FICHTRE ! LA FICHE SECRÈTE EST FICHUE !
Au cours de l’audience, l’avocat a pu souligner à quel point il s’agissait d’une procédure bien plus policière que judiciaire. En effet, une pièce « sensible » avait été transmise au juge par mail et nous avions décidé que la demande serait faite qu’elle soit versée au dossier.

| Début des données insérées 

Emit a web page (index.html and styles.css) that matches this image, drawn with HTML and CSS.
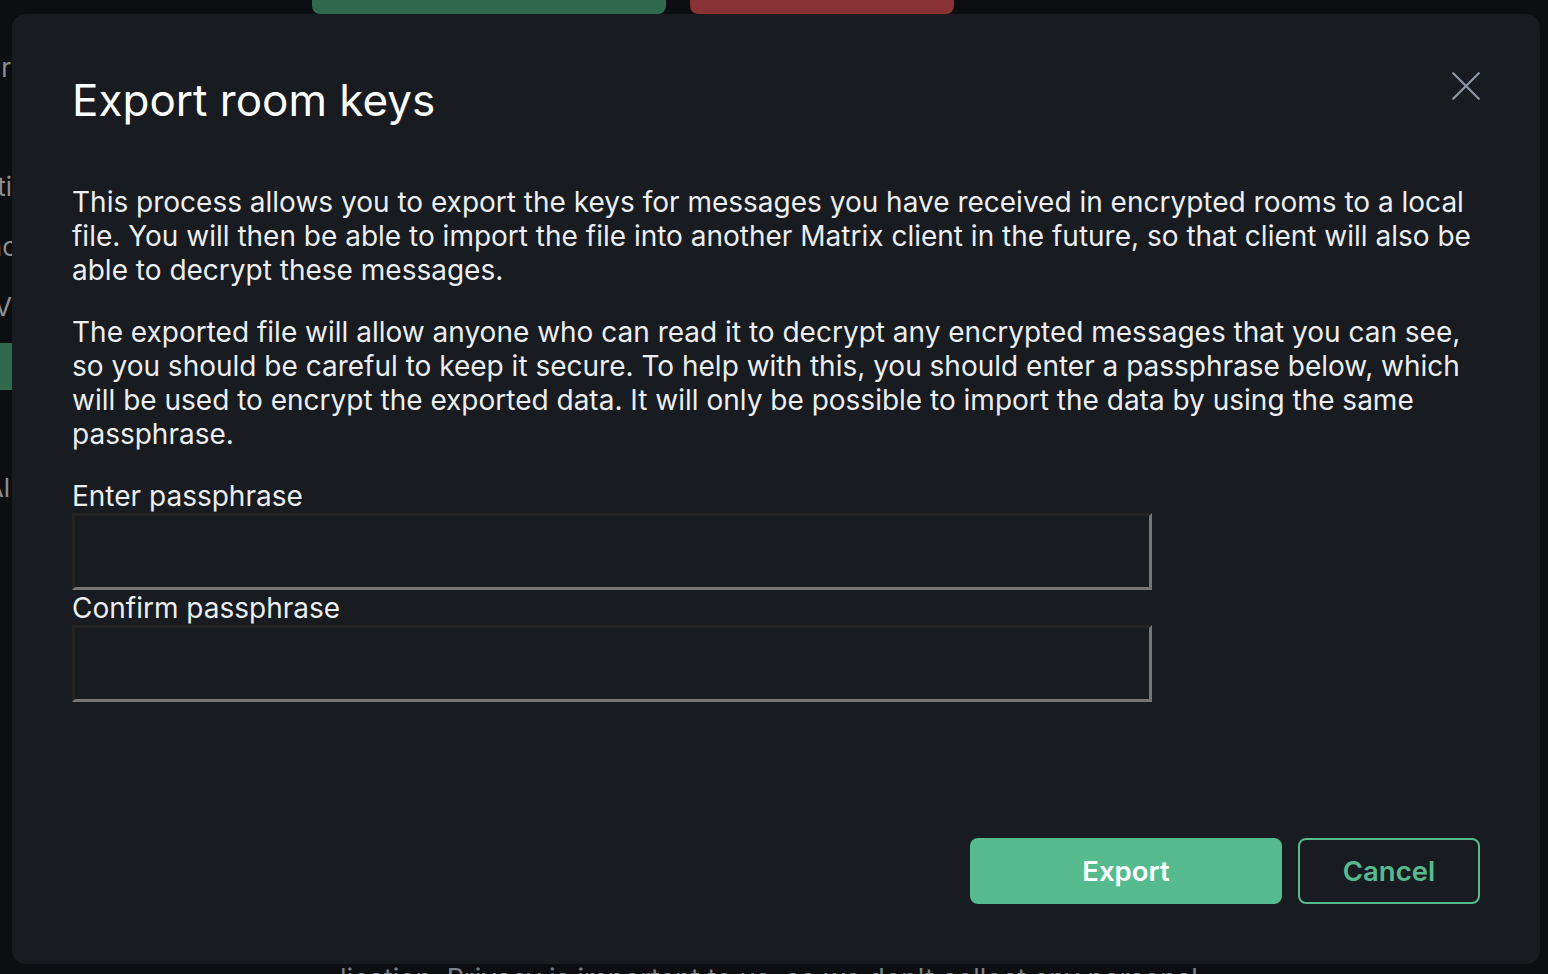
FILE: index.html
```html
<!DOCTYPE html>
<html lang="en">
<head>
<meta charset="utf-8">
<title>Export room keys</title>
<link rel="stylesheet" href="styles.css">
</head>
<body>
<div class="backdrop">
  <div class="bg-btn bg-green"></div>
  <div class="bg-btn bg-red"></div>
  <div class="bg-side">
    <span class="bg-frag f1">ar</span>
    <span class="bg-frag f2">ti</span>
    <span class="bg-frag f3">nc</span>
    <span class="bg-frag f4">V</span>
    <span class="bg-block"></span>
    <span class="bg-frag f5">Al</span>
  </div>
  <div class="bg-bottom">lication. Privacy is important to us, so we don't collect any personal</div>
</div>

<div class="dialog" role="dialog" aria-labelledby="dlg-title">
  <div class="dialog-head">
    <h1 id="dlg-title" class="dialog-title">Export room keys</h1>
    <button class="close" aria-label="Close">
      <svg viewBox="0 0 28 28" width="28" height="28"><path d="M1.2 1.2 L26.8 26.8 M26.8 1.2 L1.2 26.8" stroke="#8d97a5" stroke-width="2.2" stroke-linecap="round" fill="none"/></svg>
    </button>
  </div>
  <div class="dialog-body">
    <p>This process allows you to export the keys for messages you have received in encrypted rooms to a local file. You will then be able to import the file into another Matrix client in the future, so that client will also be able to decrypt these messages.</p>
    <p>The exported file will allow anyone who can read it to decrypt any encrypted messages that you can see, so you should be careful to keep it secure. To help with this, you should enter a passphrase below, which will be used to encrypt the exported data. It will only be possible to import the data by using the same passphrase.</p>
    <div class="fields">
      <label class="field-label" for="p1">Enter passphrase</label>
      <input class="field-input" id="p1" type="password">
      <label class="field-label" for="p2">Confirm passphrase</label>
      <input class="field-input" id="p2" type="password">
    </div>
  </div>
  <div class="dialog-buttons">
    <button class="btn btn-primary">Export</button>
    <button class="btn btn-outline">Cancel</button>
  </div>
</div>
</body>
</html>
```
FILE: styles.css
```css
html, body {
  margin: 0;
  padding: 0;
  width: 100%;
  height: 100%;
  background: #0c0e11;
  overflow: hidden;
  font-family: Inter, "Noto Sans", sans-serif;
}

.backdrop {
  position: absolute;
  inset: 0;
}

.bg-btn {
  position: absolute;
  top: -20px;
  height: 34px;
  border-radius: 8px;
}
.bg-green { left: 312px; width: 354px; background: #2f6a4f; }
.bg-red { left: 690px; width: 264px; background: #8a3336; }

.bg-side {
  position: absolute;
  left: -48px;
  top: 0;
  width: 60px;
  height: 600px;
  color: #8b8f95;
  font-size: 26px;
}
.bg-frag {
  position: absolute;
  right: 0;
  line-height: 30px;
  text-align: right;
}
.f1 { top: 53px; right: 1px; }
.f2 { top: 172px; right: 0; }
.f3 { top: 232px; right: -5px; }
.f4 { top: 292px; right: 0; }
.f5 { top: 473px; right: 2px; }
.bg-block {
  position: absolute;
  right: 0;
  top: 343px;
  width: 30px;
  height: 47px;
  background: #2f6a4f;
}

.bg-bottom {
  position: absolute;
  left: 340px;
  top: 962px;
  color: #7d8188;
  font-size: 27px;
  white-space: nowrap;
}

.dialog {
  position: absolute;
  left: 12px;
  top: 14px;
  width: 1528px;
  height: 950px;
  box-sizing: border-box;
  background: #181b20;
  border-radius: 14px;
  padding: 56px 60px 60px 60px;
  display: flex;
  flex-direction: column;
  color: #ffffff;
}

.dialog-head {
  display: flex;
  justify-content: space-between;
  align-items: flex-start;
}

.dialog-title {
  margin: 0;
  font-size: 44px;
  font-weight: 400;
  line-height: 60px;
  color: #ffffff;
}

.close {
  background: none;
  border: 0;
  padding: 0;
  margin: 2px 0 0 0;
  width: 28px;
  height: 28px;
  display: flex;
}

.dialog-body {
  margin-top: 55px;
  margin-right: -8px;
  font-size: 28px;
  line-height: 34px;
  color: #eceef1;
  flex: 1;
}

.dialog-body p {
  margin: 0 0 28px 0;
}

.fields {
  display: flex;
  flex-direction: column;
  align-items: flex-start;
}

.field-label {
  line-height: 34px;
  font-size: 28px;
}

.field-input {
  width: 1080px;
  height: 77px;
  box-sizing: border-box;
  margin: 0 0 1px 0;
  background: transparent;
  border: 3px solid #767676;
  border-top-color: #252321;
  border-left-color: #252321;
  color: #fff;
  font-size: 24px;
}

.dialog-buttons {
  display: flex;
  justify-content: flex-end;
  gap: 16px;
}

.btn {
  height: 66px;
  border-radius: 8px;
  font-family: Inter, "Noto Sans", sans-serif;
  font-size: 27.5px;
  font-weight: 600;
  box-sizing: border-box;
}

.btn-primary {
  width: 312px;
  background: #56ba8f;
  border: 0;
  color: #ffffff;
}

.btn-outline {
  width: 182px;
  background: transparent;
  border: 2px solid #56ba8f;
  color: #56ba8f;
}
```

Le juge s’est donc vu contraint de lire la fiche S de E. en audience, puisqu’elle faisait partie intégrante des pièces du dossier, avec l’air dégoûté de celui qui se salit les mains avec des relents de bruits de fond de couloirs de commissariat, et tout en affirmant que la justice ne devait pas en tenir compte.
E a donc appris à cette occasion qu’il était fiché depuis le 26 novembre 2020 en tant que « militant de la mouvance contestataire radicale susceptible de se livrer à des violences » et, comble du ridicule vu la situation, s’est entendu lire qu’il devait : « ne pas être avisé de l’existence de la présente fiche ».

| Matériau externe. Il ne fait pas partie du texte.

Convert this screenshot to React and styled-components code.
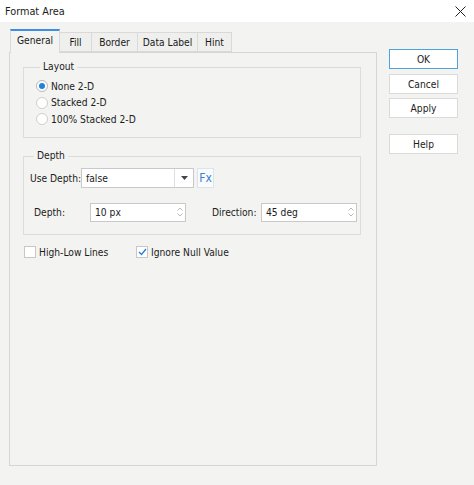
import styled, { createGlobalStyle } from "styled-components"

const GlobalStyle = createGlobalStyle`
  html, body {
    margin: 0;
    padding: 0;
    background: #f3f4f1;
  }
  * {
    box-sizing: border-box;
  }
`

const Dialog = styled.div`
  width: 474px;
  height: 485px;
  background: #f3f4f1;
  font-family: "DejaVu Sans Condensed", "Liberation Sans", sans-serif;
  font-size: 10.2px;
  color: #1b1b1b;
  display: flex;
  flex-direction: column;
  overflow: hidden;
  white-space: nowrap;
`

const TitleBar = styled.div`
  height: 22px;
  background: #ffffff;
  display: flex;
  align-items: center;
  justify-content: space-between;
  padding: 0 8px 0 5px;
  font-size: 10.8px;
`

const Body = styled.div`
  display: flex;
  padding: 7px 0 0 9px;
  gap: 12px;
`

const LeftColumn = styled.div`
  width: 368px;
  display: flex;
  flex-direction: column;
`

const TabStrip = styled.div`
  display: flex;
  align-items: flex-end;
  height: 23px;
  margin-left: 1px;
  position: relative;
  z-index: 1;
`

const Tab = styled.div`
  height: ${p => (p.$active ? "24px" : "20px")};
  width: ${p => p.$w}px;
  display: flex;
  align-items: center;
  justify-content: center;
  padding-bottom: ${p => (p.$active ? "3px" : "0")};
  background: ${p => (p.$active ? "#f3f4f1" : "#efefed")};
  border: 1px solid #d9d9d7;
  border-top: ${p => (p.$active ? "2px solid #3d8ee0" : "1px solid #d9d9d7")};
  border-bottom: ${p => (p.$active ? "none" : "1px solid #d9d9d7")};
  margin-right: -1px;
  margin-bottom: ${p => (p.$active ? "-1px" : "0")};
`

const Panel = styled.div`
  height: 414px;
  border: 1px solid #d6d6d4;
  padding: 7px 15px 0 13px;
  display: flex;
  flex-direction: column;
`

const Group = styled.fieldset`
  margin: 0 0 ${p => p.$mb}px;
  padding: ${p => p.$pad};
  border: 1px solid #dcdcda;
  min-width: 0;
  height: ${p => p.$h}px;
`

const Legend = styled.legend`
  padding: 0 3px;
  margin-left: 4px;
  line-height: 14px;
`

const RadioRow = styled.label`
  display: flex;
  align-items: center;
  height: 16.5px;
  gap: 3px;
`

const RadioDot = styled.span`
  width: 12px;
  height: 12px;
  border-radius: 50%;
  border: 1px solid ${p => (p.$on ? "#b8b8b8" : "#cfcfcf")};
  background: #ffffff;
  display: flex;
  align-items: center;
  justify-content: center;

  &::after {
    content: "";
    width: 6px;
    height: 6px;
    border-radius: 50%;
    background: ${p => (p.$on ? "#1f83dc" : "transparent")};
  }
`

const FieldRow = styled.div`
  display: flex;
  align-items: center;
  height: 20px;
  margin-top: ${p => p.$mt}px;
  padding-left: ${p => p.$pl || 0}px;
`

const FieldLabel = styled.span`
  width: ${p => p.$w}px;
  margin-left: ${p => p.$ml || 0}px;
  flex-shrink: 0;
`

const Combo = styled.div`
  width: 113px;
  height: 20px;
  background: #ffffff;
  border: 1px solid #c9c9c9;
  display: flex;
  align-items: center;
  padding-left: 4px;
`

const ComboText = styled.span`
  flex: 1;
`

const ComboArrow = styled.span`
  width: 19px;
  height: 100%;
  border-left: 1px solid #dedede;
  display: flex;
  align-items: center;
  justify-content: center;
`

const FxButton = styled.div`
  width: 17px;
  height: 20px;
  margin-left: 3px;
  border: 1px solid #dce3ec;
  background: #fafbfc;
  color: #3b7fd4;
  font-size: 12px;
  display: flex;
  align-items: center;
  justify-content: center;
`

const Spinner = styled.div`
  width: 96px;
  height: 19px;
  background: #ffffff;
  border: 1px solid #c9c9c9;
  display: flex;
  align-items: center;
  padding-left: 4px;
`

const SpinArrows = styled.span`
  width: 10px;
  display: flex;
  flex-direction: column;
  align-items: center;
  gap: 2px;
`

const CheckRow = styled.div`
  display: flex;
  align-items: center;
  margin-top: 11px;
  padding-left: 1px;
`

const CheckItem = styled.label`
  display: flex;
  align-items: center;
  gap: 3px;
  width: ${p => p.$w}px;
`

const CheckBox = styled.span`
  width: 12px;
  height: 12px;
  border: 1px solid #c7c7c7;
  background: #ffffff;
  display: flex;
  align-items: center;
  justify-content: center;
`

const ButtonColumn = styled.div`
  display: flex;
  flex-direction: column;
  padding-top: 20px;
  width: 69px;
`

const Button = styled.div`
  height: 20px;
  margin-top: ${p => p.$mt}px;
  background: #ffffff;
  border: 1px solid ${p => (p.$primary ? "#4fa3dc" : "#dadada")};
  display: flex;
  align-items: center;
  justify-content: center;
`

const UpDown = () => (
  <SpinArrows>
    <svg width="6" height="4" viewBox="0 0 6 4">
      <path d="M0.5 3.5 L3 1 L5.5 3.5" fill="none" stroke="#b9b9b9" strokeWidth="1" />
    </svg>
    <svg width="6" height="4" viewBox="0 0 6 4">
      <path d="M0.5 0.5 L3 3 L5.5 0.5" fill="none" stroke="#b9b9b9" strokeWidth="1" />
    </svg>
  </SpinArrows>
)

const tabs = [
  { name: "General", w: 50 },
  { name: "Fill", w: 33 },
  { name: "Border", w: 47 },
  { name: "Data Label", w: 61 },
  { name: "Hint", w: 35 },
]

const layouts = ["None 2-D", "Stacked 2-D", "100% Stacked 2-D"]

export default function App() {
  return (
    <>
      <GlobalStyle />
      <Dialog>
        <TitleBar>
          <span>Format Area</span>
          <svg width="11" height="11" viewBox="0 0 11 11">
            <path d="M0.5 0.5 L10.5 10.5 M10.5 0.5 L0.5 10.5" stroke="#222" strokeWidth="1" />
          </svg>
        </TitleBar>
        <Body>
          <LeftColumn>
            <TabStrip>
              {tabs.map((t, i) => (
                <Tab key={t.name} $w={t.w} $active={i === 0}>{t.name}</Tab>
              ))}
            </TabStrip>
            <Panel>
              <Group $h={78} $mb={11} $pad="4px 0 0 12px">
                <Legend>Layout</Legend>
                {layouts.map((l, i) => (
                  <RadioRow key={l}>
                    <RadioDot $on={i === 0} />
                    {l}
                  </RadioRow>
                ))}
              </Group>
              <Group $h={86} $mb={0} $pad="5px 0 0 6px">
                <Legend>Depth</Legend>
                <FieldRow $mt={0}>
                  <FieldLabel $w={51}>Use Depth:</FieldLabel>
                  <Combo>
                    <ComboText>false</ComboText>
                    <ComboArrow>
                      <svg width="7" height="4" viewBox="0 0 7 4">
                        <path d="M0 0 L7 0 L3.5 4 Z" fill="#444" />
                      </svg>
                    </ComboArrow>
                  </Combo>
                  <FxButton>Fx</FxButton>
                </FieldRow>
                <FieldRow $mt={14} $pl={4}>
                  <FieldLabel $w={56}>Depth:</FieldLabel>
                  <Spinner>
                    <ComboText>10 px</ComboText>
                    <UpDown />
                  </Spinner>
                  <FieldLabel $w={49} $ml={26}>Direction:</FieldLabel>
                  <Spinner>
                    <ComboText>45 deg</ComboText>
                    <UpDown />
                  </Spinner>
                </FieldRow>
              </Group>
              <CheckRow>
                <CheckItem $w={112}>
                  <CheckBox />
                  High-Low Lines
                </CheckItem>
                <CheckItem $w={150}>
                  <CheckBox>
                    <svg width="9" height="8" viewBox="0 0 9 8">
                      <path d="M1 4 L3.5 6.5 L8 1" fill="none" stroke="#2a7fd4" strokeWidth="1.4" />
                    </svg>
                  </CheckBox>
                  Ignore Null Value
                </CheckItem>
              </CheckRow>
            </Panel>
          </LeftColumn>
          <ButtonColumn>
            <Button $primary $mt={0}>OK</Button>
            <Button $mt={5}>Cancel</Button>
            <Button $mt={4}>Apply</Button>
            <Button $mt={16}>Help</Button>
          </ButtonColumn>
        </Body>
      </Dialog>
    </>
  )
}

Le caractère policier de ce procès qu’on pourrait dire « de renseignement » s’est aussi traduit par une pression policière minable, à la limite du harcèlement, par les flics du tribunal : contrôle d’identité pour non port du masque à des personnes qui en portaient un, E. menacé d’une amende pour avoir jeté son mégot par terre, appuyé d’un « on t’attend à la sortie »…
Déjà à la DML, pour quelques stickers collés dans le tribunal, les flics avaient forcé deux personnes à se placer devant des caméras pour être comparés par vidéo aux images qu’ils croyaient détenir du suspect des collages intempestifs.
Rendre les plus publiques possibles ces formes de fichages faites pour intimider et mettre la pression dans les couloirs des comicos et des tribunaux, comme nous le faisons ici, nous semble primordial.
A chaque occasion, faisons en sorte que les fiches « Secrètes » soient versées aux dossiers et rendues publiques !
Continuons à refuser notre propre fichage !
Nos intentions nous regardent mais leurs fiches regardent tout le monde !
Feu aux prisons et aux tribunaux !
Camarades et compagnons solidaires de E.